== PROVIDED INFORMATION ==

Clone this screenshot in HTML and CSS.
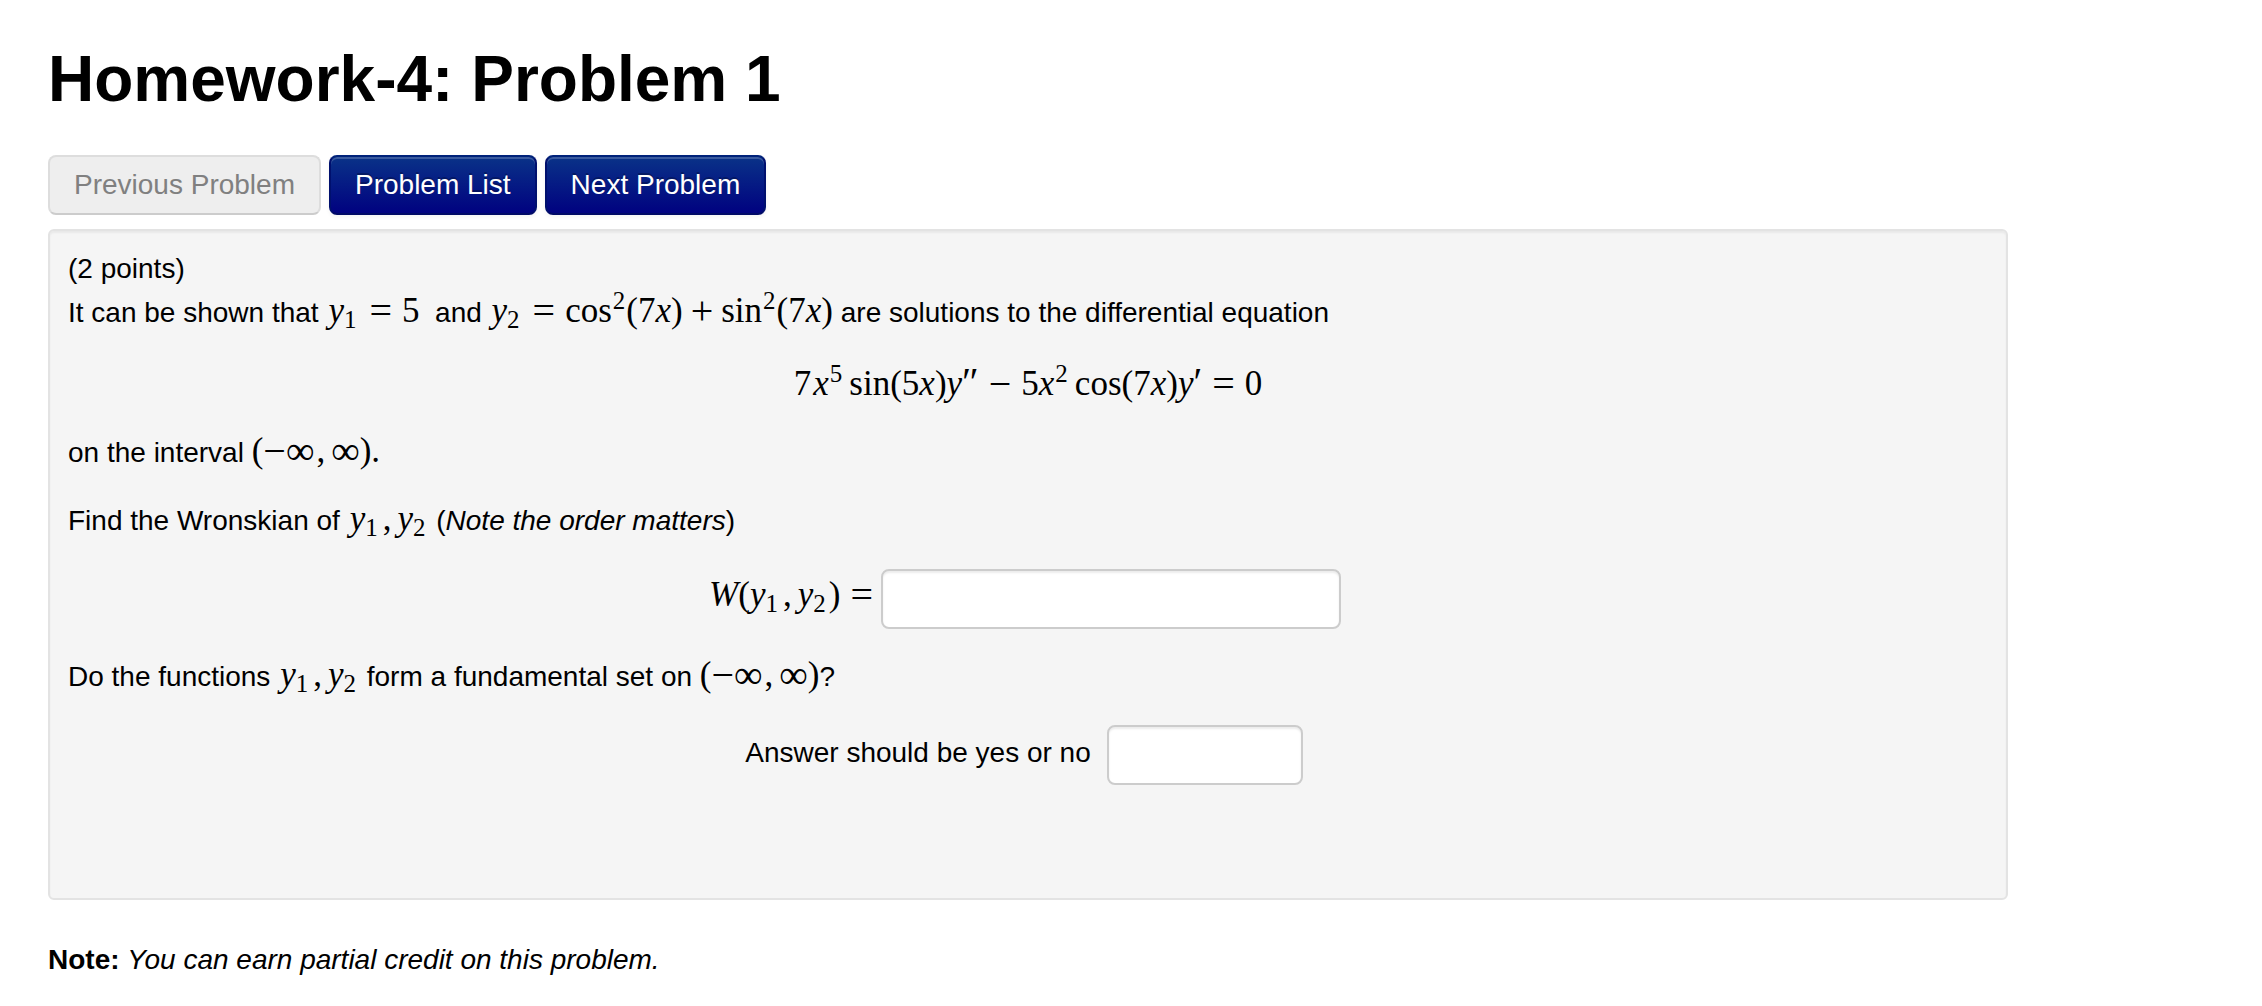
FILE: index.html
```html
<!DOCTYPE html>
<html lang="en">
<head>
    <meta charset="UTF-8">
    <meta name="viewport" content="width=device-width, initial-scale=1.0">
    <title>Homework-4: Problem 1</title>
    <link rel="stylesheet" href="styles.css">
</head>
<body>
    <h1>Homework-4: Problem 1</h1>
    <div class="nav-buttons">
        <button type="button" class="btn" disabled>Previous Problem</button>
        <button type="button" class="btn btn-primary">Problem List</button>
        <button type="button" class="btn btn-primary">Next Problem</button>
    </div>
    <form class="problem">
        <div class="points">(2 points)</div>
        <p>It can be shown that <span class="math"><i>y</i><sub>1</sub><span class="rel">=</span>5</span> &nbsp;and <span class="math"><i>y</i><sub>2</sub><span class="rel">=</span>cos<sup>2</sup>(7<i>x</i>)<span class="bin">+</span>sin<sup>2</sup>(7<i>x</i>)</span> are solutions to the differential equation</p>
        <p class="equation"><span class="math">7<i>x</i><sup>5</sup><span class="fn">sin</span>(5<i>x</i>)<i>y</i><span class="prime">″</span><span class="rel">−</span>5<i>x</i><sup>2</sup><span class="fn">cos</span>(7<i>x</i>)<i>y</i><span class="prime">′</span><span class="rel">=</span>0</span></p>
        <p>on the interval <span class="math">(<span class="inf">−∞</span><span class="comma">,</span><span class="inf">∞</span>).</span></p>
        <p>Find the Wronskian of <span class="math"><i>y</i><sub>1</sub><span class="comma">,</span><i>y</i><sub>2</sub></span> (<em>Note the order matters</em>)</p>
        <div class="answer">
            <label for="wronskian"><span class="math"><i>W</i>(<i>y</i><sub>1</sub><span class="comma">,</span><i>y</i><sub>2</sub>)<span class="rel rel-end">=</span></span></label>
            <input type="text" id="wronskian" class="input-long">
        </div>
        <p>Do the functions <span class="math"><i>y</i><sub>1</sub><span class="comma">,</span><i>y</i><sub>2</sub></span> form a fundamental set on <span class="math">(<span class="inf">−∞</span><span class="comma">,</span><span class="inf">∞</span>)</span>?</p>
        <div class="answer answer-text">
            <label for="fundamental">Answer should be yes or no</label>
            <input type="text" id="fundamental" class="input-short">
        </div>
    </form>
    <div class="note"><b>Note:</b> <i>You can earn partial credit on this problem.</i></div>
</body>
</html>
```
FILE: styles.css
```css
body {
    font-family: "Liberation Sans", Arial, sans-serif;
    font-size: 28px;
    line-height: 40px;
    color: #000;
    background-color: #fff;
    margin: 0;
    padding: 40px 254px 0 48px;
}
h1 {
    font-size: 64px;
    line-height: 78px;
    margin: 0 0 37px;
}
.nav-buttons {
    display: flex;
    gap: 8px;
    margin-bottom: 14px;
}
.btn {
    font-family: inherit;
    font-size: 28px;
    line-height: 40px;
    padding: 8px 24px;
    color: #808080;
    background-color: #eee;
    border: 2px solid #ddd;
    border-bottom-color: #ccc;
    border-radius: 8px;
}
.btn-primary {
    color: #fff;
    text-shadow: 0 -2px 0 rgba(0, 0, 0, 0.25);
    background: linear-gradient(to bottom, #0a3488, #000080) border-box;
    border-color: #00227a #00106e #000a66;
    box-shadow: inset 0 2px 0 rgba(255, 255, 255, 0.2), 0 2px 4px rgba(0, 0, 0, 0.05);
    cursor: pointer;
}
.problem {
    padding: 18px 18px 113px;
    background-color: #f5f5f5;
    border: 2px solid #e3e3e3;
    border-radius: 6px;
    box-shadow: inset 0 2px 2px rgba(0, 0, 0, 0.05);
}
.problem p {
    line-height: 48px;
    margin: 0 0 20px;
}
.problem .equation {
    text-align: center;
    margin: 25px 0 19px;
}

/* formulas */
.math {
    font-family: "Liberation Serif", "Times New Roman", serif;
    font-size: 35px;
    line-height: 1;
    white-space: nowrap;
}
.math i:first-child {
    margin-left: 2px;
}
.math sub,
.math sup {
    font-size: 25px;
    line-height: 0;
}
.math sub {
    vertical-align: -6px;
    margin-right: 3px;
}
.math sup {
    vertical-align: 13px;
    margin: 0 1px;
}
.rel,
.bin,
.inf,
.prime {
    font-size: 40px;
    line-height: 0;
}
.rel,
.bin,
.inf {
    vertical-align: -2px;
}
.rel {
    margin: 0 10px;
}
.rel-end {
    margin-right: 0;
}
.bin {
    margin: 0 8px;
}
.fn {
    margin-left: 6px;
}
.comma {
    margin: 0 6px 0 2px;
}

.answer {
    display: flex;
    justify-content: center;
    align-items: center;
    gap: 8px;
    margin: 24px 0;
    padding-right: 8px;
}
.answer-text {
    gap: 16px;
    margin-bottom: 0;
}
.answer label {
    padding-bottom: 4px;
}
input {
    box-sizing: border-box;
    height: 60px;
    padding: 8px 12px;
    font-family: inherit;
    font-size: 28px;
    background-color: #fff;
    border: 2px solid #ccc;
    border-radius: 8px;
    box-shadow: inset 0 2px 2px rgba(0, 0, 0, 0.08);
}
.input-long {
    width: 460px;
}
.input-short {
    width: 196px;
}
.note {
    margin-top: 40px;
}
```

===
== PROVIDED INFORMATION ==

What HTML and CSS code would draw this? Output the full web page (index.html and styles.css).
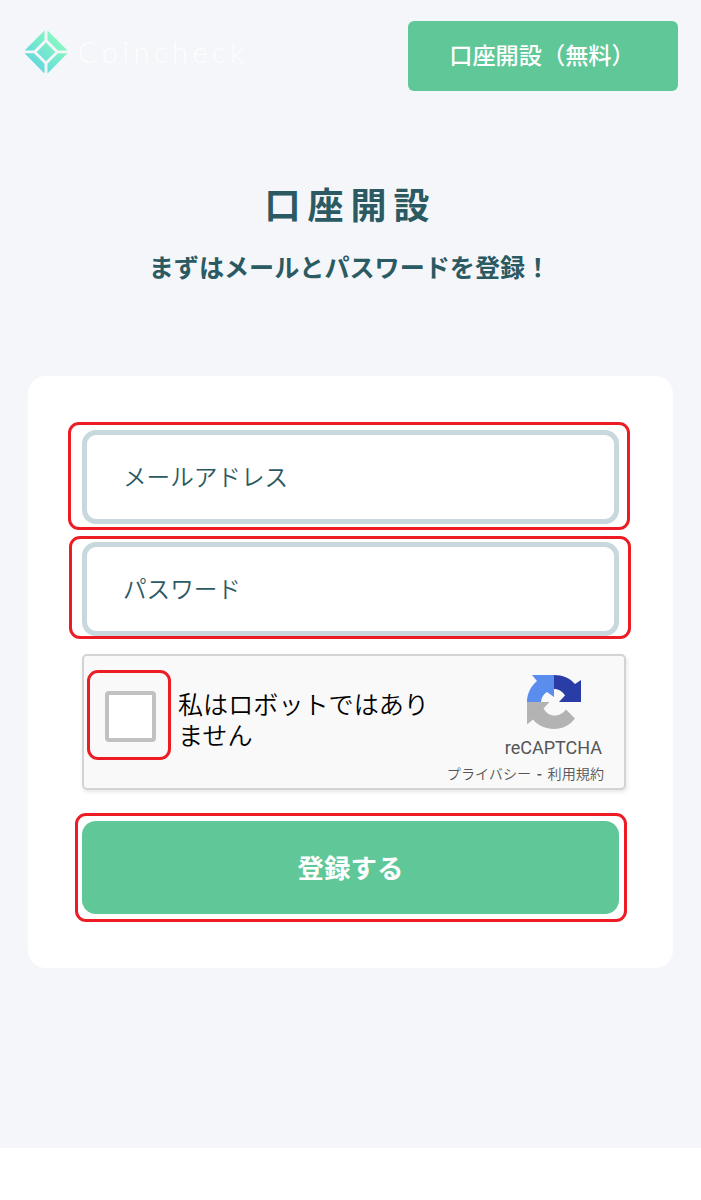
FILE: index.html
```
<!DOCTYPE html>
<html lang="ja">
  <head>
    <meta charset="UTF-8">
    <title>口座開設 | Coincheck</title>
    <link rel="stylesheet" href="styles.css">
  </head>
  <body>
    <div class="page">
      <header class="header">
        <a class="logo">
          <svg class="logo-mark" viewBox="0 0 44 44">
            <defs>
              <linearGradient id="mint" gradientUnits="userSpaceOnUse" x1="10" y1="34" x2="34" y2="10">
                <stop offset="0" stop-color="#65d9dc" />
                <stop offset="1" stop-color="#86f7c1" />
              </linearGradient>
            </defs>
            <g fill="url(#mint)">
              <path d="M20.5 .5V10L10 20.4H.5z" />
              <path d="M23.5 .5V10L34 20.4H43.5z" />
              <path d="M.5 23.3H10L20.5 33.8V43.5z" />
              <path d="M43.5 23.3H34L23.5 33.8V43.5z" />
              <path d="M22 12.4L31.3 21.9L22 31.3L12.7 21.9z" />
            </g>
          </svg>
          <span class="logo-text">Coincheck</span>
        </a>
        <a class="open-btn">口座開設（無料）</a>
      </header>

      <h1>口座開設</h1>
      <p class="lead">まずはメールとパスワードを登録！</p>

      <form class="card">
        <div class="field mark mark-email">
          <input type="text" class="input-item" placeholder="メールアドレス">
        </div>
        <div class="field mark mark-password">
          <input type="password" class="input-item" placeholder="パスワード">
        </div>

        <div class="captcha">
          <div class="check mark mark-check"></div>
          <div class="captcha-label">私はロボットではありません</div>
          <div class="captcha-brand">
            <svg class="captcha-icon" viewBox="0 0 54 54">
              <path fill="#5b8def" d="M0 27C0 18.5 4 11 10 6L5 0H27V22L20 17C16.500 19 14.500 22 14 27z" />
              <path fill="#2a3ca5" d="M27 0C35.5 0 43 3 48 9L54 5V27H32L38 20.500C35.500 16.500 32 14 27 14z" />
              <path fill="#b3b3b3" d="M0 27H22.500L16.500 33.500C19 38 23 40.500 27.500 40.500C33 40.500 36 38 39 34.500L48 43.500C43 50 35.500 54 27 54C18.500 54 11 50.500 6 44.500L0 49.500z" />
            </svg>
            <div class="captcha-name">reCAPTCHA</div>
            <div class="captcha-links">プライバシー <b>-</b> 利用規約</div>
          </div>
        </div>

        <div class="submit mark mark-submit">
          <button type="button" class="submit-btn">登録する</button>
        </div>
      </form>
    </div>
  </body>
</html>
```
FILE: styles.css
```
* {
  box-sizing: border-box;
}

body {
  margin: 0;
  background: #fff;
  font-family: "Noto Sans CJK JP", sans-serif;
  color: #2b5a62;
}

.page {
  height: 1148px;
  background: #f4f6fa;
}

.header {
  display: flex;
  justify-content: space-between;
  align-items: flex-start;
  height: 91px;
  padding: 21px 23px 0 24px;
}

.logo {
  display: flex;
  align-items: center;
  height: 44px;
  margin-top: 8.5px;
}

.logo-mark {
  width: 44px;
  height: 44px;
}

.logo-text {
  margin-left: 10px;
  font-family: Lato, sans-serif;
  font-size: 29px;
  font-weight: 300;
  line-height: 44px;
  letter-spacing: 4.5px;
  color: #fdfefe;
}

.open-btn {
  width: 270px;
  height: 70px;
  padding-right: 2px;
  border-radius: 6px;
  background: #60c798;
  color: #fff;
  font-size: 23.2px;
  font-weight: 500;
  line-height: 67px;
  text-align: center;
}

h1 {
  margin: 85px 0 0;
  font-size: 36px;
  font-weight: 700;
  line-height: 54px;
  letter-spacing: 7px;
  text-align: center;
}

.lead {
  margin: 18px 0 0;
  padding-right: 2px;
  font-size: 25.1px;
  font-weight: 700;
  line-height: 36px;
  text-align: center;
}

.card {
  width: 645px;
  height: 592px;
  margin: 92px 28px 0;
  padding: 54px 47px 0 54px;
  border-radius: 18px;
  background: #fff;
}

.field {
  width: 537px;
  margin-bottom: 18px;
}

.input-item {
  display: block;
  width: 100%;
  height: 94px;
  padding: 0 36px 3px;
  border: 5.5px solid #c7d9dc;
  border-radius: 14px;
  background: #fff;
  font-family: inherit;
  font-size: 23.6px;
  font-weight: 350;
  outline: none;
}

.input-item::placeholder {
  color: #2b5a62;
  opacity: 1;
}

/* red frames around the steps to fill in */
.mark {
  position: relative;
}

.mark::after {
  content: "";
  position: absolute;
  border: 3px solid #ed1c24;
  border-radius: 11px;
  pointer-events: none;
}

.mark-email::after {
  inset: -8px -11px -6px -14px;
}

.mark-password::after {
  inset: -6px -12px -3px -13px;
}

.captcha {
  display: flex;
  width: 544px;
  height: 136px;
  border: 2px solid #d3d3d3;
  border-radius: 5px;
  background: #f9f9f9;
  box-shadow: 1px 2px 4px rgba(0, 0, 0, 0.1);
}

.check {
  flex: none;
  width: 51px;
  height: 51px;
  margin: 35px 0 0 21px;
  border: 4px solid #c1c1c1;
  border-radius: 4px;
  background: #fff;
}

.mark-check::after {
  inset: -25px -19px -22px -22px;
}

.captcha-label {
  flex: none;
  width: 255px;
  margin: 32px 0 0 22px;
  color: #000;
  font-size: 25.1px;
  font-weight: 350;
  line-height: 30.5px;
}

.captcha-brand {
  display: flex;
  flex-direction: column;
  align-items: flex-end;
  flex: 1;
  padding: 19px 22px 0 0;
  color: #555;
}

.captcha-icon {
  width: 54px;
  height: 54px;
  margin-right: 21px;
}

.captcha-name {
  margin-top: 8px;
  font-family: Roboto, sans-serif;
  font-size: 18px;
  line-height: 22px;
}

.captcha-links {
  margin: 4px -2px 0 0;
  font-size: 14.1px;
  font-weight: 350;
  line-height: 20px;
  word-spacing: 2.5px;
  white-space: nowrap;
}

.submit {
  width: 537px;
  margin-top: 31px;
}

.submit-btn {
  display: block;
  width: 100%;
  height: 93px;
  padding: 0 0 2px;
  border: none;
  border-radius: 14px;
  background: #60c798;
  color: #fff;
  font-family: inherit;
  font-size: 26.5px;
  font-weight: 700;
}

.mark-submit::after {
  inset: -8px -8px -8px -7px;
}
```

===

- _EXERCISE BRIEF_
Go through the records above and copy every line with the word "this".

- _EXERCISE OUTPUT_
Clone this screenshot in HTML and CSS.
    <div class="note"><b>Note:</b> <i>You can earn partial credit on this problem.</i></div>
What HTML and CSS code would draw this? Output the full web page (index.html and styles.css).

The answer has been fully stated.